In my previous article, The Coaching Industry’s Greatest Myth, I asserted that the field of coaching in a business environment has gone astray.
Performance-driven business coaching has been contaminated with all kinds of techniques, running the gamut from client-driven counseling methods, inner discovery, and pseudo-psychology to asking leading questions and communicating in an artless and manipulative way.
It seems like everyone wants to adopt the word “coaching,” and this term has been twisted to mean so many things that at this point, it means almost nothing at all.
If we put the fads aside and really examine the roots of coaching in business, it becomes clear that genuine coaching has two simple, core focal points: one is performance and the other is development.
A true performance coach influences others by providing feedback on the results people produce. Development coaching provides coachees with the feedback and guidance they need to help them learn from experience and acquire better capabilities, expertise, and judgment.
Working in the field of manager coaching, teaching well over a thousand coaching workshops in over 30 countries, writing a doctoral dissertation on coaching, and conducting ongoing research on this broad and intriguing topic has taught me a few things—one of which is that a good business-coaching process for managers is founded on a few simple principles:
Five Business-Coaching Principles
- Business coaches have to develop and sustain a good relationship with the person being coached. Managers must recognize the value that their people bring to the organization and be willing to hold others accountable for the results they are capable of achieving. Effective coaches demonstrate that they take the interests of their people to heart.
- Performance coaches are willing to openly acknowledge positive, desirable behavior but also have the courage to call people out when they are off target, need to be challenged, or must make improvements. Good coaches set clear expectations, hold people accountable for their targets and responsibilities, and help close gaps in performance.
- Business coaches help people step back and assess the impact (positive and negative) of their choices and actions. They share their insights and speak candidly about the effects that great, mediocre, or poor performance has on teams, customers, and stakeholders. This increased level of understanding helps unleash the coachee’s motivation to change.
- Great coaches help the person they are coaching map out a plan for moving forward. They share ideas about how coachees can apply their strengths and boldly offer options and ideas, suggestions for improvement, and opportunities for development. They are not autocratic or micro-managerial. Instead, they spark creativity, work through differences, and figure out the best solutions by partnering with the coachee.
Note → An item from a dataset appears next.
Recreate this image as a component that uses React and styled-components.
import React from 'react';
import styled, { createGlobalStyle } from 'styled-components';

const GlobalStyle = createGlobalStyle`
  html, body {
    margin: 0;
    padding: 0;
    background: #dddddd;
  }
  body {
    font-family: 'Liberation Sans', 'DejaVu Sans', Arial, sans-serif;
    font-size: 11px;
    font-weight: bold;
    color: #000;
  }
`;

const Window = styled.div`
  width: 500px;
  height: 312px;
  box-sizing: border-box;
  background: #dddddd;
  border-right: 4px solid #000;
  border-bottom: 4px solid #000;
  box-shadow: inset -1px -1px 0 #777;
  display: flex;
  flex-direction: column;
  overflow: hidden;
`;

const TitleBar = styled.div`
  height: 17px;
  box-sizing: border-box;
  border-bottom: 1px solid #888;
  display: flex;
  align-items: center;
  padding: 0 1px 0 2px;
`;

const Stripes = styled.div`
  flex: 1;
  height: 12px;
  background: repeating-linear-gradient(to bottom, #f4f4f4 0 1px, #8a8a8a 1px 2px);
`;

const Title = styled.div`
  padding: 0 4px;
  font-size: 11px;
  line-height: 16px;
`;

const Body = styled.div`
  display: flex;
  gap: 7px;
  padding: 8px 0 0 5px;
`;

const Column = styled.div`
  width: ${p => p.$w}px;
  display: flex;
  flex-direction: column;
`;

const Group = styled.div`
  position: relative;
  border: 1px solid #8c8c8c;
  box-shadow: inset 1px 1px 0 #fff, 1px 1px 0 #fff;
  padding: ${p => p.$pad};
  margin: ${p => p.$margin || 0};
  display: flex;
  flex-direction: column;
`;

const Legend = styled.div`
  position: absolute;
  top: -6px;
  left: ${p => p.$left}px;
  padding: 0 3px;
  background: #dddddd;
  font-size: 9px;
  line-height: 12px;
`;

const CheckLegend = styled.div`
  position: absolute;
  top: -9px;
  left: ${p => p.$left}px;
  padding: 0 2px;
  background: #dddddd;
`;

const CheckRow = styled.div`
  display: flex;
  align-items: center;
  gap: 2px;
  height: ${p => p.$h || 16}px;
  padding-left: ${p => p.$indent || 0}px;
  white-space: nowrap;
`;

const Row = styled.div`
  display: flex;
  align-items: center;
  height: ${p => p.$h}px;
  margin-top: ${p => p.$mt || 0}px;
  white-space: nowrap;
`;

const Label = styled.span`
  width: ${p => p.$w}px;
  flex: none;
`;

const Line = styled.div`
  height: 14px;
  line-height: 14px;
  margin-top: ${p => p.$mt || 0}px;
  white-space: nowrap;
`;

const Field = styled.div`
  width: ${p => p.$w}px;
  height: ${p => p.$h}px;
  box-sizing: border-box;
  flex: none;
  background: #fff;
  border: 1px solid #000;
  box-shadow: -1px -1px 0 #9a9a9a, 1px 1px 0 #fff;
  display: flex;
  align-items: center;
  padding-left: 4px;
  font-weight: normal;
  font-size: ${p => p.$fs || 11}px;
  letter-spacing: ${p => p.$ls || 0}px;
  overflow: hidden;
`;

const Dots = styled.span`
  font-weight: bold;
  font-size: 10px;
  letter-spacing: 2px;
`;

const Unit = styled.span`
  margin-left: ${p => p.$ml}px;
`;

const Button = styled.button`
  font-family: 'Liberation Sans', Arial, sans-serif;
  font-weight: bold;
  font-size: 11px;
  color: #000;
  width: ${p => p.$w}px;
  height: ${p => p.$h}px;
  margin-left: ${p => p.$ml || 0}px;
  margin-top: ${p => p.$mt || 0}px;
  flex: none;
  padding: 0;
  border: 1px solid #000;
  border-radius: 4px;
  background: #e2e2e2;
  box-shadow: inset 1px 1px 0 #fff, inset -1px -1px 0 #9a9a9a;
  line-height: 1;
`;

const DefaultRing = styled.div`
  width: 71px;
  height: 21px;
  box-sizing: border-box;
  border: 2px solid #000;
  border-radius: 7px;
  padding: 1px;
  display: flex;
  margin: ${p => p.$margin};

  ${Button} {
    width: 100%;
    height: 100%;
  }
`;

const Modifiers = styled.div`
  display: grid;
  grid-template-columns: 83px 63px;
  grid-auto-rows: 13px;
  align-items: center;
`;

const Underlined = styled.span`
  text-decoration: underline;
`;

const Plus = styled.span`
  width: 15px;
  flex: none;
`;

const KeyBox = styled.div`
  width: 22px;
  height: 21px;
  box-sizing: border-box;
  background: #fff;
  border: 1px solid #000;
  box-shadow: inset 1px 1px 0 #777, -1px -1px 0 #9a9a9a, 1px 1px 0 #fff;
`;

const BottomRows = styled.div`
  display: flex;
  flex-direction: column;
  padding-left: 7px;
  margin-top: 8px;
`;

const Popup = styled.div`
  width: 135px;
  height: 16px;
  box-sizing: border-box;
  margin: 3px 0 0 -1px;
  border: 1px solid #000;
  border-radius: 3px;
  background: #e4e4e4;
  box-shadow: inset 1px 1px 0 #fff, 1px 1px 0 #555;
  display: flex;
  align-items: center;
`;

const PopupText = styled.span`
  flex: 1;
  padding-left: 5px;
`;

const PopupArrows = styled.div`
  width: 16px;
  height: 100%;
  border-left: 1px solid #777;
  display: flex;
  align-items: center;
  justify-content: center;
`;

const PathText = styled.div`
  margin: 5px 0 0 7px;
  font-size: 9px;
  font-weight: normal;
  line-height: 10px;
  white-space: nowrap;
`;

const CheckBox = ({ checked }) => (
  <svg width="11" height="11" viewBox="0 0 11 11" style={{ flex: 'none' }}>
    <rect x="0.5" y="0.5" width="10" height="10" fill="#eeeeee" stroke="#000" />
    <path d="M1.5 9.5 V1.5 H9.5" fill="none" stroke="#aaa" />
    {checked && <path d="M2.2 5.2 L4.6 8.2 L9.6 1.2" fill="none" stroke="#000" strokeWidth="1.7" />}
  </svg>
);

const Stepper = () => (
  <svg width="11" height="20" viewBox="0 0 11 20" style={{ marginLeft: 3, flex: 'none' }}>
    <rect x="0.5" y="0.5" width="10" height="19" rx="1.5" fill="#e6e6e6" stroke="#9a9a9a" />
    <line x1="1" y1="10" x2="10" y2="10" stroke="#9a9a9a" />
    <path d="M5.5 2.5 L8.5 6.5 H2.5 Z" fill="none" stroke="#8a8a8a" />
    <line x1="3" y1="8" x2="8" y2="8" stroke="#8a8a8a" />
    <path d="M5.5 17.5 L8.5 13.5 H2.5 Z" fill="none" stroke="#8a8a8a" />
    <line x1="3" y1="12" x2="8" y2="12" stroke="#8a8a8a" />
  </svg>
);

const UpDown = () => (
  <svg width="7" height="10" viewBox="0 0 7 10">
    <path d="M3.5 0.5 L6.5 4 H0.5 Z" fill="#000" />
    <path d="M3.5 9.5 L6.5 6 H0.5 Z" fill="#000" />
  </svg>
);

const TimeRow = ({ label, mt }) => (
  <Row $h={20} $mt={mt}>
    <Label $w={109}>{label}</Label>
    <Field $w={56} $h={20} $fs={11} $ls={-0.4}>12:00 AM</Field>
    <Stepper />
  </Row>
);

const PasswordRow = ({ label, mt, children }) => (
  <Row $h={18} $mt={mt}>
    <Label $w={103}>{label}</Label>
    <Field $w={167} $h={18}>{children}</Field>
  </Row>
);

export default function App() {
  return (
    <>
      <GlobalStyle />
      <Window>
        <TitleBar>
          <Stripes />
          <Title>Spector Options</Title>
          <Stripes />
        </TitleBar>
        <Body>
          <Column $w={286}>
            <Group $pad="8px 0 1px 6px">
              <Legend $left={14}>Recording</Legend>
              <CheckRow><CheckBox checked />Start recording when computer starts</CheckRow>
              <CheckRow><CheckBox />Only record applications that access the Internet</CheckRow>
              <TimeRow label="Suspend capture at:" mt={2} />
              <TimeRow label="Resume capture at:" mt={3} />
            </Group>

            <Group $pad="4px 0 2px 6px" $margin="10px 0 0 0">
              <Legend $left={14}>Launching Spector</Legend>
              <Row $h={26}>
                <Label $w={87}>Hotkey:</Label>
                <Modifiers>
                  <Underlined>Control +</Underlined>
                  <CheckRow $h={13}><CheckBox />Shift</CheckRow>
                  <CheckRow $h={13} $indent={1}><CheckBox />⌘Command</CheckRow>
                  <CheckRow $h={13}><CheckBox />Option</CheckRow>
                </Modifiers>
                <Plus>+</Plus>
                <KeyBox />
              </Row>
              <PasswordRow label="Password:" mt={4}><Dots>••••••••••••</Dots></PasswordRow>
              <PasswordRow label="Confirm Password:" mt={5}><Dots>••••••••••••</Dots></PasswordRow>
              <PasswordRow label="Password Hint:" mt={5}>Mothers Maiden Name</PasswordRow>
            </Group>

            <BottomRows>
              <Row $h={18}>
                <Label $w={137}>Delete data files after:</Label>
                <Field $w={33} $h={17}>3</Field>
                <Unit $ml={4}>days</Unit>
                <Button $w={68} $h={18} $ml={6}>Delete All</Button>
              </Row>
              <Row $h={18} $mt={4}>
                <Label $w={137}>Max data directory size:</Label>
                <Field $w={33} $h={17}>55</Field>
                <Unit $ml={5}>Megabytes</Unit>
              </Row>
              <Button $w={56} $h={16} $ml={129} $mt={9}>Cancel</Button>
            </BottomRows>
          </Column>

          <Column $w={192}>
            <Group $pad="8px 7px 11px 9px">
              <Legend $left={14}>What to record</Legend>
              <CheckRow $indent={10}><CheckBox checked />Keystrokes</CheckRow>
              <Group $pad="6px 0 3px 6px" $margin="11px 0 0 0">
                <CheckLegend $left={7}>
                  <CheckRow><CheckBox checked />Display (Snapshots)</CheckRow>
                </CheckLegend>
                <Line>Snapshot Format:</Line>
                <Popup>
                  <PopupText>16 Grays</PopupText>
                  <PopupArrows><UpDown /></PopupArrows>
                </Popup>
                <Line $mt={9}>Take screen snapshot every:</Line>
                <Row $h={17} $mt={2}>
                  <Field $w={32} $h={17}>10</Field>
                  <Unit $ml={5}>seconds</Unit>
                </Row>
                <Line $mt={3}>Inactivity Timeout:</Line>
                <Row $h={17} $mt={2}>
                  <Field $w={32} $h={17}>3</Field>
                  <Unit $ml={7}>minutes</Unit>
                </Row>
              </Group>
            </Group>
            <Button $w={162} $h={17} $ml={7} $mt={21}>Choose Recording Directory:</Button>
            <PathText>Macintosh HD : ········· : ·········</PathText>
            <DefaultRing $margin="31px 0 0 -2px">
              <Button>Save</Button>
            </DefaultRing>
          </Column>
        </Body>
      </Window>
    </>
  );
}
They ask for a clear commitment and seek genuine buy-in for any agreements that are made.
- World-class business coaches close their coaching conversations by discussing potential outcomes: the results that success with the plan will produce and the risks and costs if the coaching commitments fail to be met. This part of a coaching conversation is central to achieving results from and establishing accountability for commitments made during the coaching session.
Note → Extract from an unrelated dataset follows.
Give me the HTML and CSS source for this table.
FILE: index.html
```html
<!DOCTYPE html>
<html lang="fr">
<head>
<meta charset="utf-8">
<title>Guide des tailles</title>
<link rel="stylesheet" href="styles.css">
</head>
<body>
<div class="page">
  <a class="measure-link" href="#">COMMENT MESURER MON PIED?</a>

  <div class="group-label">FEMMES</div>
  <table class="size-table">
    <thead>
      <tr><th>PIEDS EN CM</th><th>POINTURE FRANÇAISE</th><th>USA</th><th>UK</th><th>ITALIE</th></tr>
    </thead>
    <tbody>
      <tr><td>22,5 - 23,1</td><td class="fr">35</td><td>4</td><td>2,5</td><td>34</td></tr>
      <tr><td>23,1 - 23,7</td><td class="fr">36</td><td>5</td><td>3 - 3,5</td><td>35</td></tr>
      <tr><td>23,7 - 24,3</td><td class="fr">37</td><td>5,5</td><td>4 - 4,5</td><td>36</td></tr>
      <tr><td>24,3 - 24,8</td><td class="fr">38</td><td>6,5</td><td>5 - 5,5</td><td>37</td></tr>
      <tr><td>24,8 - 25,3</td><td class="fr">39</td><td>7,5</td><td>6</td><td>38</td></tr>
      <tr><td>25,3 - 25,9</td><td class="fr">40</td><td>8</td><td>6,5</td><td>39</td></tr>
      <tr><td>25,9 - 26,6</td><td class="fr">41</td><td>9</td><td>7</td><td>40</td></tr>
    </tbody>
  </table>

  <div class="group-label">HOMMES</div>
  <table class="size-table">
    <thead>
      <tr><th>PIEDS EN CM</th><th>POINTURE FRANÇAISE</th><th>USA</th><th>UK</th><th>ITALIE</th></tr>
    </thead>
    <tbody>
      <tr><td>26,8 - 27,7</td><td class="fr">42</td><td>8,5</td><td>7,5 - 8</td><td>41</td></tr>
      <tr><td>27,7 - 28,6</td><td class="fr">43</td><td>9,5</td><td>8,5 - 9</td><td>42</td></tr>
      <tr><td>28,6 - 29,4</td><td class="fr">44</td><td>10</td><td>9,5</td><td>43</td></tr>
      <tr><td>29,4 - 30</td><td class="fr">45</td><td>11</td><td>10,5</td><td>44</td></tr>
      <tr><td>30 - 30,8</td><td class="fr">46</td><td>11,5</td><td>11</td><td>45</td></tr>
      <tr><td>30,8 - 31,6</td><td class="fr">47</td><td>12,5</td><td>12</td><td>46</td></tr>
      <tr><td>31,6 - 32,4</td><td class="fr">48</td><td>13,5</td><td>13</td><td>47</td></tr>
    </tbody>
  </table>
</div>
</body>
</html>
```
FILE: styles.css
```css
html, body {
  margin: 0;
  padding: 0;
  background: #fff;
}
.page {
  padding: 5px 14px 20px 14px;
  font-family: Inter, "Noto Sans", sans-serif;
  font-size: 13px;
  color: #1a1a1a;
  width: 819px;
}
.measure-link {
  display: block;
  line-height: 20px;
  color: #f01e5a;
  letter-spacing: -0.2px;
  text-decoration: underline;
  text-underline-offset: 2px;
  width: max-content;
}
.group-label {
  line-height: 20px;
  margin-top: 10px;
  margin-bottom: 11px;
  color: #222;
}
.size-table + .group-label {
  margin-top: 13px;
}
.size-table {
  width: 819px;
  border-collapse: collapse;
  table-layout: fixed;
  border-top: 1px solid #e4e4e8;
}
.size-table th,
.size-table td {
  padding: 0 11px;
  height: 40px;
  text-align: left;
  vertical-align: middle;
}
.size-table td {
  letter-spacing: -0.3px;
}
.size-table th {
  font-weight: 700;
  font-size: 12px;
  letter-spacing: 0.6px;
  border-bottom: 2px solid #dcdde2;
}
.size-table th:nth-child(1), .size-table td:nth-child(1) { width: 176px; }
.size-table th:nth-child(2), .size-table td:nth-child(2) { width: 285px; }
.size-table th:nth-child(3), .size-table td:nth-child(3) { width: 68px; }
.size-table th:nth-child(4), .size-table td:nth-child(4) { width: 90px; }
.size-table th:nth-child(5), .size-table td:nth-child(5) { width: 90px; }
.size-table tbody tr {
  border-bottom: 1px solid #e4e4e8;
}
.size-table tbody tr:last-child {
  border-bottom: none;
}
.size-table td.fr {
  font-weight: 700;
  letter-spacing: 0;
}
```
At CMOE, we call this process Coaching TIPS2™, so named because the tips we provide in our TIPS²™ coaching program are memorable and user friendly—and unlike some programs, TIPS²™ provides real-world coaching skills and a framework for all types of coaching discussions that managers might encounter.
I come from the belief that people don’t know what they don’t know. In other words, people won’t perform better or develop as professionals until an invested, supportive coach explains how people can improve and shares honest feedback about their blind spots. What this means is that the 21st-century work force requires more coaching that comes from the “outside in.”
When managers shoot straight with their team members and are disciplined and consistent, their coaching efforts work. It’s crucial to talk about expectations, challenge people, and maintain accountability. Coaches have to be forthright and talk about things that may be a bit uncomfortable.
Having effective coaching conversations hinges on the coach’s willingness to be courageous and openly disclose what they see in others.
A coach’s goal is to build the strongest team possible in the interest of serving customers, sponsors, and investors to the best of its abilities. These leader-coaches are the catalyst for change and better results, behaviors, and employee and organizational development.
Coaching is the primary task of a leader; leaders have a duty to open up candid coaching conversations that will help the organization achieve its mission and help people learn, reach their potential, and contribute more to the team.
This is the type of coaching training that leaders want and need. This is what produces tangible and sustainable results that benefit the leader, the team member, and ultimately, the organization.
For the last 35 years, my purpose has been to help managers understand the essence of coaching and learn how to have honest, direct, two-way discussions with employees.
I have dedicated myself to teaching leaders how to have coaching conversations about performance and development with their employees without playing games, wasting precious time, or asking leading questions in the search to unlock the employee’s mystical “hidden inner you.”
The trendy techniques that have become so popular lately have drifted much too far from the original goal of business coaching: To help people in business elevate their game.
This fashionable, but insubstantial, training movement is doing business and managers a real disservice.
Realizing the authentic inner you and achieving subjective, individual fulfillment makes sense in some situations, but it just doesn’t fit the coaching situations that most managers face every day.
These leaders are trying to unlock the performance and contribution of their team members in the interest of the business—and the clever, well-packaged, highly entertaining “coaching” programs found everywhere on the market today simply aren’t sustainable in the working environments of most modern managers.